*** Raw records
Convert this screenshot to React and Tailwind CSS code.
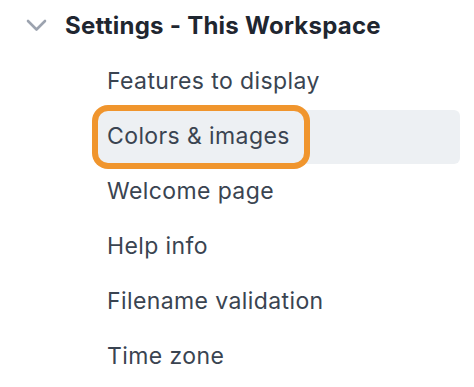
export default function App() {
  const items = [
    "Features to display",
    "Colors & images",
    "Welcome page",
    "Help info",
    "Filename validation",
    "Time zone",
  ];
  return (
    <div
      className="w-[474px] h-[387px] bg-white overflow-hidden"
      style={{ fontFamily: "Inter, 'Noto Sans', sans-serif" }}
    >
      <div className="flex items-center h-[51px] pl-[26px] gap-[18px]">
        <svg width="21" height="13" viewBox="0 0 21 13" fill="none">
          <path
            d="M2 2 L10.5 10.5 L19 2"
            stroke="#9ca3af"
            strokeWidth="2.6"
            strokeLinecap="round"
            strokeLinejoin="round"
          />
        </svg>
        <span className="text-[24px] font-bold text-[#1f2630] tracking-[0.25px]">
          Settings - This Workspace
        </span>
      </div>
      <div className="flex flex-col pl-[97px] pr-[14px] pt-[3px]">
        {items.map((t, i) =>
          i === 1 ? (
            <div
              key={t}
              className="h-[54px] my-[0.5px] flex items-center rounded-[6px] bg-[#edf0f3]"
            >
              <span className="ml-px h-[52px] w-[206px] flex items-center pl-[9px] rounded-[10px] ring-[6px] ring-[#f0952d] text-[23px] tracking-[0.4px] text-[#3a4451]">
                {t}
              </span>
            </div>
          ) : (
            <div
              key={t}
              className="h-[55px] flex items-center px-[10px] text-[23px] tracking-[0.4px] text-[#3a4451]"
            >
              {t}
            </div>
          )
        )}
      </div>
    </div>
  );
}
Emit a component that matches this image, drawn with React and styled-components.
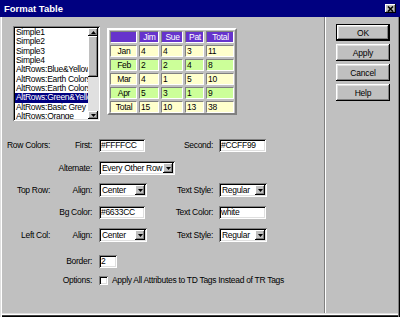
import React from "react";
import styled, { createGlobalStyle } from "styled-components";

const FONT = `"Liberation Sans", Arial, sans-serif`;

const Global = createGlobalStyle`
  html, body { margin: 0; padding: 0; background: #c0c0c0; }
  body { width: 400px; height: 317px; overflow: hidden; }
  * { box-sizing: border-box; }
`;

const Window = styled.div`
  width: 400px;
  height: 317px;
  background: #c0c0c0;
  display: flex;
  flex-direction: column;
  font: 8.5px ${FONT};
  letter-spacing: -0.3px;
  color: #000;
`;

const TitleBar = styled.div`
  flex: none;
  height: 17px;
  background: #000080;
  display: flex;
  align-items: center;
  justify-content: space-between;
  padding: 0 4px;
`;

const Title = styled.span`
  color: #fff;
  font: bold 9.5px ${FONT};
  letter-spacing: 0;
`;

const CloseBtn = styled.div`
  width: 11px;
  height: 9px;
  background: #c0c0c0;
  display: flex;
  align-items: center;
  justify-content: center;
  box-shadow: inset -1px -1px #000, inset 1px 1px #fff, inset -2px -2px #808080;
`;

const Body = styled.div`
  flex: 1;
  display: flex;
  padding: 0 2px 4px 2px;
  box-shadow: inset 1px 0 #dfdfdf, inset 2px 0 #fff, inset -1px 0 #000,
    inset -2px 0 #808080, inset 0 -1px #000, inset 0 -2px #404040,
    inset 0 -3px #fff, inset 0 -4px #dfdfdf;
`;

const LeftPanel = styled.div`
  width: 323px;
  border-right: 1px solid #808080;
  display: flex;
  flex-direction: column;
`;

const RightPanel = styled.div`
  flex: 1;
  border-left: 1px solid #fff;
  padding: 7px 0 0 10px;
  display: flex;
  flex-direction: column;
  gap: 3px;
`;

const Btn = styled.button`
  width: 54px;
  height: 17px;
  padding: 0;
  background: #c0c0c0;
  font: 8.5px ${FONT};
  letter-spacing: -0.2px;
  color: #000;
  border: ${(p) => (p.$default ? "1px solid #000" : "none")};
  box-shadow: inset -1px -1px #000, inset 1px 1px #fff, inset -2px -2px #808080,
    inset 2px 2px #dfdfdf;
`;

const TopSection = styled.div`
  display: flex;
  align-items: flex-start;
  gap: 7px;
  padding: 9px 0 0 11px;
`;

const ListBox = styled.div`
  width: 87px;
  height: 95px;
  background: #fff;
  padding: 2px;
  display: flex;
  box-shadow: inset 1px 1px #808080, inset -1px -1px #fff, inset 2px 2px #000,
    inset -2px -2px #dfdfdf;
`;

const Items = styled.div`
  flex: 1;
  overflow: hidden;
`;

const Item = styled.div`
  height: 9.33px;
  line-height: 9.33px;
  padding-left: 1px;
  white-space: nowrap;
  overflow: hidden;
  text-overflow: clip;
  background: ${(p) => (p.$sel ? "#000080" : "transparent")};
  color: ${(p) => (p.$sel ? "#fff" : "#000")};
`;

const ScrollBar = styled.div`
  width: 10px;
  flex: none;
  display: flex;
  flex-direction: column;
  background: #e0e0e0;
`;

const Raised = styled.div`
  flex: none;
  height: ${(p) => p.$h}px;
  background: #c0c0c0;
  display: flex;
  align-items: center;
  justify-content: center;
  box-shadow: inset -1px -1px #000, inset 1px 1px #fff, inset -2px -2px #808080;
`;

const Track = styled.div`
  flex: 1;
`;

const Preview = styled.div`
  margin-top: 2px;
  display: grid;
  grid-template-columns: 27px 20px 22px 19px 28px;
  grid-auto-rows: 12px;
  gap: 2px;
  padding: 1px 1px 0 1px;
  border: 2px solid;
  border-color: #fff #808080 #808080 #fff;
`;

const Cell = styled.div`
  border: 1px solid;
  border-color: #808080 #fff #fff #808080;
  background: ${(p) => p.$bg};
  color: ${(p) => (p.$head ? "#fff" : "#000")};
  text-align: ${(p) => (p.$center ? "center" : "left")};
  padding-left: 1px;
  line-height: 10px;
  white-space: nowrap;
  overflow: hidden;
`;

const Form = styled.div`
  display: flex;
  flex-direction: column;
`;

const Row = styled.div`
  display: grid;
  grid-template-columns: 48px 49px 76px 44px 60px;
  align-items: center;
  height: 14px;
  margin-top: ${(p) => p.$mt}px;
`;

const Label = styled.span`
  text-align: right;
  padding-right: ${(p) => p.$pr || 0}px;
  white-space: nowrap;
  grid-column: ${(p) => p.$col};
`;

const TextBox = styled.div`
  grid-column: ${(p) => p.$col};
  width: ${(p) => p.$w}px;
  height: 13px;
  background: #fff;
  padding: 0 2px;
  line-height: 12px;
  white-space: nowrap;
  overflow: hidden;
  box-shadow: inset 1px 1px #808080, inset -1px -1px #fff, inset 2px 2px #000,
    inset -2px -2px #dfdfdf;
`;

const Select = styled.div`
  grid-column: ${(p) => p.$col};
  width: ${(p) => p.$w}px;
  height: 14px;
  background: #fff;
  display: flex;
  align-items: center;
  padding: 2px 2px 2px 3px;
  box-shadow: inset 1px 1px #808080, inset -1px -1px #fff, inset 2px 2px #000,
    inset -2px -2px #dfdfdf;
`;

const SelectText = styled.span`
  flex: 1;
  white-space: nowrap;
  overflow: hidden;
`;

const ArrowBox = styled.div`
  flex: none;
  width: 10px;
  height: 10px;
  background: #c0c0c0;
  display: flex;
  align-items: center;
  justify-content: center;
  box-shadow: inset -1px -1px #000, inset 1px 1px #fff, inset -2px -2px #808080;
`;

const OptionWrap = styled.div`
  grid-column: 3 / -1;
  display: flex;
  align-items: center;
  gap: 4px;
  white-space: nowrap;
`;

const CheckBox = styled.div`
  flex: none;
  width: 9px;
  height: 9px;
  background: #fff;
  box-shadow: inset 1px 1px #808080, inset -1px -1px #fff, inset 2px 2px #000,
    inset -2px -2px #dfdfdf;
`;

const Down = () => (
  <svg width="5" height="3" viewBox="0 0 5 3">
    <path d="M0 0H5L2.5 3Z" fill="#000" />
  </svg>
);
const Up = () => (
  <svg width="5" height="3" viewBox="0 0 5 3">
    <path d="M0 3H5L2.5 0Z" fill="#000" />
  </svg>
);

const Dropdown = ({ col, w, value }) => (
  <Select $col={col} $w={w}>
    <SelectText>{value}</SelectText>
    <ArrowBox>
      <Down />
    </ArrowBox>
  </Select>
);

const styles = [
  "Simple1",
  "Simple2",
  "Simple3",
  "Simple4",
  "AltRows:Blue&Yellow",
  "AltRows:Earth Colors",
  "AltRows:Earth Colors 2",
  "AltRows:Green&Yellow",
  "AltRows:Basic Grey",
  "AltRows:Orange",
];

const PURPLE = "#6633CC";
const Y = "#FFFFCC";
const G = "#CCFF99";

const data = [
  ["Jan", "4", "4", "3", "11", Y],
  ["Feb", "2", "2", "4", "8", G],
  ["Mar", "4", "1", "5", "10", Y],
  ["Apr", "5", "3", "1", "9", G],
  ["Total", "15", "10", "13", "38", Y],
];

export default function App() {
  return (
    <>
      <Global />
      <Window>
        <TitleBar>
          <Title>Format Table</Title>
          <CloseBtn>
            <svg width="7" height="6" viewBox="0 0 7 6">
              <path d="M1 0.5L6 5.5M6 0.5L1 5.5" stroke="#000" strokeWidth="1.6" />
            </svg>
          </CloseBtn>
        </TitleBar>
        <Body>
          <LeftPanel>
            <TopSection>
              <ListBox>
                <Items>
                  {styles.map((s, i) => (
                    <Item key={s} $sel={i === 7}>
                      {s}
                    </Item>
                  ))}
                </Items>
                <ScrollBar>
                  <Raised $h={8}>
                    <Up />
                  </Raised>
                  <Raised $h={41} />
                  <Track />
                  <Raised $h={8}>
                    <Down />
                  </Raised>
                </ScrollBar>
              </ListBox>
              <Preview>
                <Cell $bg={PURPLE} $head />
                {["Jim", "Sue", "Pat", "Total"].map((h) => (
                  <Cell key={h} $bg={PURPLE} $head $center>
                    {h}
                  </Cell>
                ))}
                {data.map((r) => (
                  <React.Fragment key={r[0]}>
                    <Cell $bg={r[5]} $center>
                      {r[0]}
                    </Cell>
                    {r.slice(1, 5).map((v, j) => (
                      <Cell key={j} $bg={r[5]}>
                        {v}
                      </Cell>
                    ))}
                  </React.Fragment>
                ))}
              </Preview>
            </TopSection>
            <Form>
              <Row $mt={17}>
                <Label $col={1}>Row Colors:</Label>
                <Label $col={2} $pr={7}>First:</Label>
                <TextBox $col={3} $w={46}>#FFFFCC</TextBox>
                <Label $col={4} $pr={6}>Second:</Label>
                <TextBox $col={5} $w={47}>#CCFF99</TextBox>
              </Row>
              <Row $mt={9}>
                <Label $col={2} $pr={7}>Alternate:</Label>
                <Dropdown col="3 / span 2" w={76} value="Every Other Row" />
              </Row>
              <Row $mt={8}>
                <Label $col={1}>Top Row:</Label>
                <Label $col={2} $pr={7}>Align:</Label>
                <Dropdown col={3} w={48} value="Center" />
                <Label $col={4} $pr={6}>Text Style:</Label>
                <Dropdown col={5} w={48} value="Regular" />
              </Row>
              <Row $mt={8}>
                <Label $col={2} $pr={7}>Bg Color:</Label>
                <TextBox $col={3} $w={46}>#6633CC</TextBox>
                <Label $col={4} $pr={6}>Text Color:</Label>
                <TextBox $col={5} $w={47}>white</TextBox>
              </Row>
              <Row $mt={9}>
                <Label $col={1}>Left Col:</Label>
                <Label $col={2} $pr={7}>Align:</Label>
                <Dropdown col={3} w={48} value="Center" />
                <Label $col={4} $pr={6}>Text Style:</Label>
                <Dropdown col={5} w={48} value="Regular" />
              </Row>
              <Row $mt={12}>
                <Label $col={2} $pr={7}>Border:</Label>
                <TextBox $col={3} $w={18}>2</TextBox>
              </Row>
              <Row $mt={5}>
                <Label $col={2} $pr={7}>Options:</Label>
                <OptionWrap>
                  <CheckBox />
                  <span>Apply All Attributes to TD Tags Instead of TR Tags</span>
                </OptionWrap>
              </Row>
            </Form>
          </LeftPanel>
          <RightPanel>
            <Btn $default>OK</Btn>
            <Btn>Apply</Btn>
            <Btn>Cancel</Btn>
            <Btn>Help</Btn>
          </RightPanel>
        </Body>
      </Window>
    </>
  );
}
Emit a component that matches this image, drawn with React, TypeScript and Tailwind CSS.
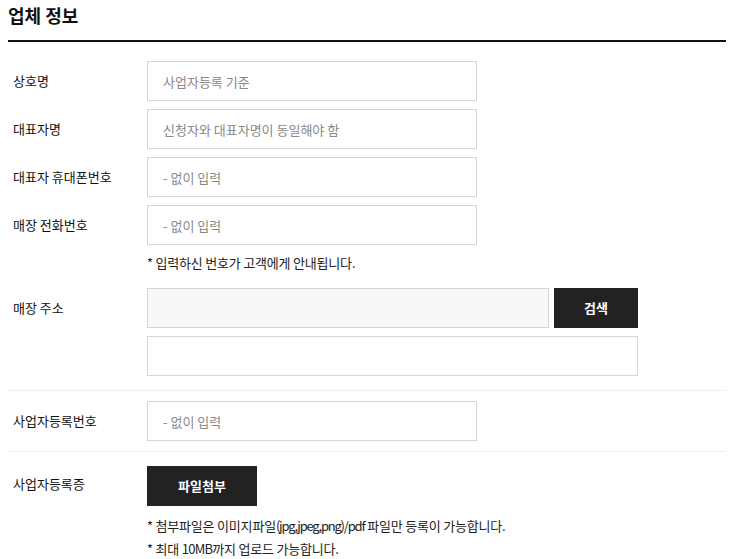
const font = { fontFamily: '"Noto Sans CJK KR", "Noto Sans", sans-serif' };

const Field = ({ placeholder, width = "w-[330px]", gray = false }: { placeholder?: string; width?: string; gray?: boolean }) => {
  return (
    <input
      type="text"
      placeholder={placeholder}
      className={`h-[40px] ${width} border border-[#d5d5d5] px-[15px] text-[13px] text-[#222] placeholder:text-[#888] outline-none ${
        gray ? "bg-[#f7f8fa]" : "bg-white"
      }`}
    />
  );
};

const Row = ({ label, children }: { label: string; children: React.ReactNode }) => {
  return (
    <div className="flex items-center">
      <span className="w-[139px] pl-[5px] text-[13px] text-[#111]">{label}</span>
      {children}
    </div>
  );
};

const App = () => {
  return (
    <div className="min-h-[559px] bg-white pl-2 pr-3" style={font}>
      <h2 className="border-b-2 border-[#111] pb-[10px] text-[18px] font-bold leading-[30px] text-[#111]">
        업체 정보
      </h2>

      <div className="flex flex-col gap-2 pt-[19px]">
        <Row label="상호명">
          <Field placeholder="사업자등록 기준" />
        </Row>
        <Row label="대표자명">
          <Field placeholder="신청자와 대표자명이 동일해야 함" />
        </Row>
        <Row label="대표자 휴대폰번호">
          <Field placeholder="- 없이 입력" />
        </Row>
        <Row label="매장 전화번호">
          <Field placeholder="- 없이 입력" />
        </Row>
      </div>
      <div className="ml-[139px] mt-[9px]">
        <p className="text-[13px] leading-[18px] text-[#222] tracking-[-0.2px]">* 입력하신 번호가 고객에게 안내됩니다.</p>
      </div>

      <div className="mt-[16px] flex flex-col gap-2 pb-[14px]">
        <Row label="매장 주소">
          <div className="flex gap-[5px]">
            <Field width="w-[402px]" gray />
            <button className="h-[40px] w-[84px] bg-[#222] text-[13px] font-bold text-white">검색</button>
          </div>
        </Row>
        <div className="ml-[139px]">
          <Field width="w-[491px]" />
        </div>
      </div>

      <div className="border-t border-[#eee] py-[10px]">
        <Row label="사업자등록번호">
          <Field placeholder="- 없이 입력" />
        </Row>
      </div>

      <div className="flex border-t border-[#eee] pt-[14px]">
        <span className="w-[139px] pl-[5px] pt-[8px] text-[13px] text-[#111]">사업자등록증</span>
        <div className="flex flex-col items-start">
          <button className="h-[40px] w-[110px] bg-[#222] text-[13px] font-bold text-white">파일첨부</button>
          <div className="mt-[8px] text-[13px] leading-[23px] text-[#222] tracking-[-0.2px]">
            <p>
              * 첨부파일은 이미지파일<span className="tracking-[-1.2px]">(jpg,jpeg,png)/pdf</span> 파일만 등록이 가능합니다.
            </p>
            <p>
              * 최대 <span className="tracking-[-0.8px]">10MB</span>까지 업로드 가능합니다.
            </p>
          </div>
        </div>
      </div>
    </div>
  );
};

export default App;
******
• What you need to do: Report how many lines hold the string "drawn", giving the number and nothing else.

• Answer to this problem: 2